Court's Analysis of Procedural Issues
The court acknowledged that Johnson faced significant procedural hurdles, including a waiver of his right to a collateral attack, the untimeliness of his motion, and procedural default since he did not raise the FSA issue at sentencing or on appeal. Despite these challenges, the court decided to focus on the substantive merits of Johnson's motion. Johnson contended that he could show cause and prejudice to excuse his procedural default by arguing that the legal basis for his claim was not available at the time of his sentencing and that he was "actually innocent" of the sentence imposed. However, the court emphasized that the key factor was whether or not the FSA should have been applied at the time of sentencing, which it found did not apply in Johnson's case due to the nature of his plea agreement.
Nature of the Plea Agreement
The court highlighted that Johnson's sentence of 138 months was explicitly agreed upon in the plea agreement, which was separate from the sentencing guidelines or any statutory minimums.
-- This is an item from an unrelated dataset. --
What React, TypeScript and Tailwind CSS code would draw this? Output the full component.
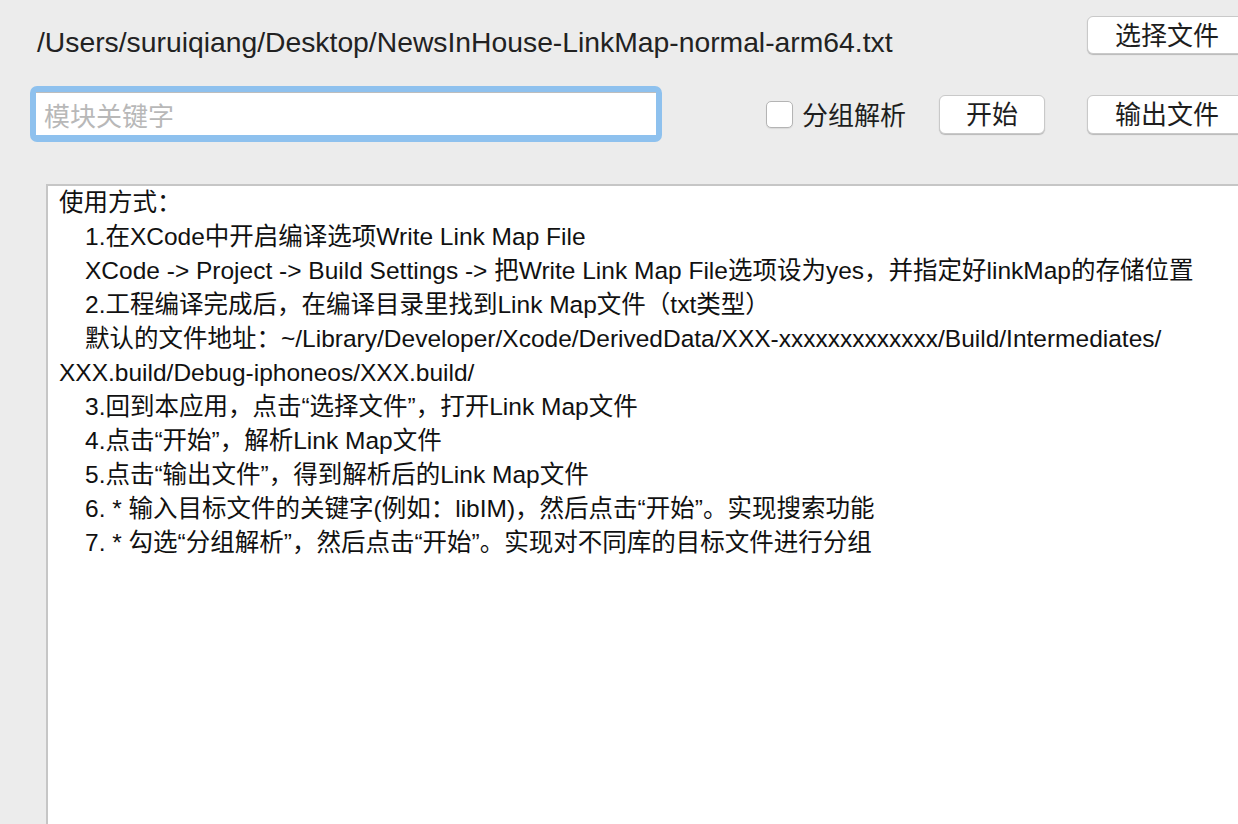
import React from "react";

const font = { fontFamily: '"Liberation Sans", "Noto Sans CJK SC", Arial, sans-serif' };

function MacButton({ label, className }: { label: string; className: string }) {
  return (
    <div
      className={
        "shrink-0 flex items-center justify-center rounded-[6px] bg-white border border-[#c9c9c9] shadow-[0_1px_1px_rgba(0,0,0,0.22)] text-[26px] leading-[30px] text-[#1e1e1e] pt-[2px] " +
        className
      }
    >
      {label}
    </div>
  );
}

const lines: { text: string; indent: boolean }[] = [
  { text: "使用方式：", indent: false },
  { text: "1.在XCode中开启编译选项Write Link Map File", indent: true },
  { text: "XCode -> Project -> Build Settings -> 把Write Link Map File选项设为yes，并指定好linkMap的存储位置", indent: true },
  { text: "2.工程编译完成后，在编译目录里找到Link Map文件（txt类型）", indent: true },
  { text: "默认的文件地址：~/Library/Developer/Xcode/DerivedData/XXX-xxxxxxxxxxxxx/Build/Intermediates/", indent: true },
  { text: "XXX.build/Debug-iphoneos/XXX.build/", indent: false },
  { text: "3.回到本应用，点击“选择文件”，打开Link Map文件", indent: true },
  { text: "4.点击“开始”，解析Link Map文件", indent: true },
  { text: "5.点击“输出文件”，得到解析后的Link Map文件", indent: true },
  { text: "6. * 输入目标文件的关键字(例如：libIM)，然后点击“开始”。实现搜索功能", indent: true },
  { text: "7. * 勾选“分组解析”，然后点击“开始”。实现对不同库的目标文件进行分组", indent: true },
];

export default function App() {
  return (
    <div className="w-[1238px] h-[824px] bg-[#ececec] overflow-hidden flex flex-col" style={font}>
      {/* Row 1 */}
      <div className="flex items-start shrink-0 h-[54px]">
        <div className="w-[1087px] shrink-0 pl-[37px] pt-[26px] text-[28.3px] leading-[32px] text-[#222]">
          /Users/suruiqiang/Desktop/NewsInHouse-LinkMap-normal-arm64.txt
        </div>
        <MacButton label="选择文件" className="mt-[16px] w-[160px] h-[38px]" />
      </div>

      {/* Row 2 */}
      <div className="flex items-center shrink-0 mt-[32px] h-[56px]">
        <div className="ml-[30px] w-[632px] h-[56px] shrink-0 rounded-[7px] bg-[#8ec1ee] pl-[6px] pr-[6px] pt-[6px] pb-[7px]">
          <div className="w-full h-full bg-white border-t border-[#bdbdbd] flex items-center pl-[8px] pt-[6px] text-[26px] text-[#b8b8b8]">
            模块关键字
          </div>
        </div>
        <div className="ml-[104px] w-[27px] h-[27px] shrink-0 rounded-[5px] bg-white border border-[#b4b4b4] shadow-[0_1px_1px_rgba(0,0,0,0.08)]" />
        <div className="ml-[9px] w-[137px] shrink-0 text-[26px] text-[#1e1e1e] leading-[30px] pt-[4px]">分组解析</div>
        <MacButton label="开始" className="w-[106px] h-[39px]" />
        <MacButton label="输出文件" className="ml-[42px] w-[160px] h-[39px]" />
      </div>

      {/* Text area */}
      <div className="mt-[42px] ml-[46px] flex-1 bg-white border-t-2 border-l-2 border-[#c6c6c6] pl-[11px] pt-0">
        {lines.map((l, i) => (
          <div
            key={i}
            className={"h-[34px] leading-[34px] text-[24.5px] text-[#111] whitespace-nowrap " + (l.indent ? "pl-[26px]" : "")}
          >
            {l.text}
          </div>
        ))}
      </div>
    </div>
  );
}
The court had clearly communicated to Johnson that if the plea was accepted, the sentence would be fixed at 138 months without consideration of the various factors that usually play a role in sentencing. This understanding was crucial because it indicated that the agreed-upon sentence was not influenced by any guidelines or the statutory framework that the FSA modified. The plea agreement represented a binding contract between Johnson and the government, and the court's role was limited to accepting or rejecting that agreement. Therefore, the court concluded that Johnson's situation did not warrant a sentence modification under the FSA.
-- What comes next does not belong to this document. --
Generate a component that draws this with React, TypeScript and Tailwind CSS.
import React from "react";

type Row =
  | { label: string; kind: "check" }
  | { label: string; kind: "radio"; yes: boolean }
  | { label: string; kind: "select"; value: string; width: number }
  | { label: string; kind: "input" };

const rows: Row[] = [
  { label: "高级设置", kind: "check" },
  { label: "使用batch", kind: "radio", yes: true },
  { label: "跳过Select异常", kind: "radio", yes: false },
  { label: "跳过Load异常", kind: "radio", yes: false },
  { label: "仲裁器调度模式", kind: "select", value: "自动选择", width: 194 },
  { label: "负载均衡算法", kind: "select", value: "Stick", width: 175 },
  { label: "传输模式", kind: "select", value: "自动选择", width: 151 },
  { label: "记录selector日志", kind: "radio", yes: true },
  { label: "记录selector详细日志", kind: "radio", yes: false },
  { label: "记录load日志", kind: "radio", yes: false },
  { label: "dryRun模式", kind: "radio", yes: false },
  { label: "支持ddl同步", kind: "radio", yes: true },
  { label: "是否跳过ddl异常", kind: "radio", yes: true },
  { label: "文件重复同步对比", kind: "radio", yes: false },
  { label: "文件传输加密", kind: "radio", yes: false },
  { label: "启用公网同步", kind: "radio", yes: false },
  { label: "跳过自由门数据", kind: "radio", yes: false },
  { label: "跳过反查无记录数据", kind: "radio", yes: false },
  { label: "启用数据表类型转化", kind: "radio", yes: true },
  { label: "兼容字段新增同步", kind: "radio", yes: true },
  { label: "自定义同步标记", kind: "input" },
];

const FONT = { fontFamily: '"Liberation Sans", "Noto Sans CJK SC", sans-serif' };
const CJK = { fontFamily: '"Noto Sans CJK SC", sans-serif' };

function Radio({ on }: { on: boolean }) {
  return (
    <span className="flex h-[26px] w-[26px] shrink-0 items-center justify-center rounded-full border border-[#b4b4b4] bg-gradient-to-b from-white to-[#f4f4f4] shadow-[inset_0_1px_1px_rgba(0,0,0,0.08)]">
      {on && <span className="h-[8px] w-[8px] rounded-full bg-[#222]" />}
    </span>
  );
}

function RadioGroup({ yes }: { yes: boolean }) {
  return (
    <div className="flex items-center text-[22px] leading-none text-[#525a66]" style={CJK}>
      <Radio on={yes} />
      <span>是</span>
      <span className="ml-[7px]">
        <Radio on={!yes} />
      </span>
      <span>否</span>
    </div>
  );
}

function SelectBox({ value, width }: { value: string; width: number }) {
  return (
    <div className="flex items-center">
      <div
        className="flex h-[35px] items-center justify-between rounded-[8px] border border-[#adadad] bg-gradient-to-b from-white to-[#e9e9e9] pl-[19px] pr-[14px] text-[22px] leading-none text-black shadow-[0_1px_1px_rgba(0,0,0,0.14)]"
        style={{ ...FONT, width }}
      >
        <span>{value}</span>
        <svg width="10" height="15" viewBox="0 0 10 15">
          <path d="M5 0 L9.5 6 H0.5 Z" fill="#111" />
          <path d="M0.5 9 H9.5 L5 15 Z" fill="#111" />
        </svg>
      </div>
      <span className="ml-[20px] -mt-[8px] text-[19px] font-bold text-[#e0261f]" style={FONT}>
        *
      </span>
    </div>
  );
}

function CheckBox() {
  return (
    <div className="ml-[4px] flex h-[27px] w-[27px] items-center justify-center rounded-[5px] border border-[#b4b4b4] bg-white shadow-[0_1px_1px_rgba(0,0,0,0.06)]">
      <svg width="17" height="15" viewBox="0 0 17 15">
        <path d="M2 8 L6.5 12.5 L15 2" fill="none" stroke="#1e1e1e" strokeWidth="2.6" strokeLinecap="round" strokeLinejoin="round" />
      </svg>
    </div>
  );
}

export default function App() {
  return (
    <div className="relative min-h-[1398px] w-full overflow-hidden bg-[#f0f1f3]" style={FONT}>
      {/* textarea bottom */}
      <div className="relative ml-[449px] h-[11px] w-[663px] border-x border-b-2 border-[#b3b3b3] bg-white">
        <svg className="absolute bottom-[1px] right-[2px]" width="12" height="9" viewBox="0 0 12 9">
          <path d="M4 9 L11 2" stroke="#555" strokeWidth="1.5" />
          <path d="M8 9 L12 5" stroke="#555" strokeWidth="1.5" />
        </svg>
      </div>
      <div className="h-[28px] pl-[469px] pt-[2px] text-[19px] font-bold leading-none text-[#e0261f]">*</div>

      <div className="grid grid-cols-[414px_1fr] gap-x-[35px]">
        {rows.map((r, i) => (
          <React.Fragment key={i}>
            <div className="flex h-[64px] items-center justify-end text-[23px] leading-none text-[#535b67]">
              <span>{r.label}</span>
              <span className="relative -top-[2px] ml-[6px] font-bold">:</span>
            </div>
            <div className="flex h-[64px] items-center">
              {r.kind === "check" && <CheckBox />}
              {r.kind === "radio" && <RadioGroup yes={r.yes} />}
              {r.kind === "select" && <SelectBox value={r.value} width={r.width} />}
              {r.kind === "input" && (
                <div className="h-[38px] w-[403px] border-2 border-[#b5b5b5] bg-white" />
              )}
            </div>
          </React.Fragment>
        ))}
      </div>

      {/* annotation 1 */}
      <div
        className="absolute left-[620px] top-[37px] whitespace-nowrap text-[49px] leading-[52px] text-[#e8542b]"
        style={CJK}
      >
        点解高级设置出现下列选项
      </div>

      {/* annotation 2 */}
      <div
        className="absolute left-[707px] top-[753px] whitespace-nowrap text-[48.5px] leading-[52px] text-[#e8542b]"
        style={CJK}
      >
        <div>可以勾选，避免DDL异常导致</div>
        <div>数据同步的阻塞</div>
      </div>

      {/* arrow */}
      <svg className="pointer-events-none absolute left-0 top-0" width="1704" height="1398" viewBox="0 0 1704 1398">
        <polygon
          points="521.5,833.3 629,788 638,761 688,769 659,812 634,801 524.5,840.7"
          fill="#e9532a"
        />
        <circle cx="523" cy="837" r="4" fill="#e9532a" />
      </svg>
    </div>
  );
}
Impact of the Fair Sentencing Act
While the FSA reduced the disparity between penalties for crack and powder cocaine offenses, the court found that the FSA did not retroactively apply to Johnson’s case because his sentence was not based on the previous statutory structure. The court noted that the FSA's changes, including the reduction of mandatory minimum sentences, were irrelevant to Johnson’s specific sentence due to the nature of his plea agreement. The court also referenced the U.S. Supreme Court's decision in Freeman v. United States, which clarified that sentences imposed under Rule 11(c)(1)(C) agreements are typically based on the agreements themselves rather than on guidelines or other statutory frameworks. This reinforced the notion that Johnson's agreed-upon sentence was valid and unaffected by subsequent changes in the law.
Conclusion
Ultimately, the court denied Johnson's motion under 28 U.S.C. § 2255, affirming that his sentence was not subject to modification based on the FSA or any changes in sentencing guidelines. The court reasoned that since the sentence was the result of a negotiated plea agreement and was not influenced by the sentencing guidelines or any statutory minimums, the FSA had no bearing on the case. The court concluded that Johnson had received a sentence that both parties had agreed upon, and as such, he could not seek a reduction or change based on subsequent legal developments. The court’s decision underscored the binding nature of plea agreements and the limits on modifying sentences that were explicitly stipulated by those agreements.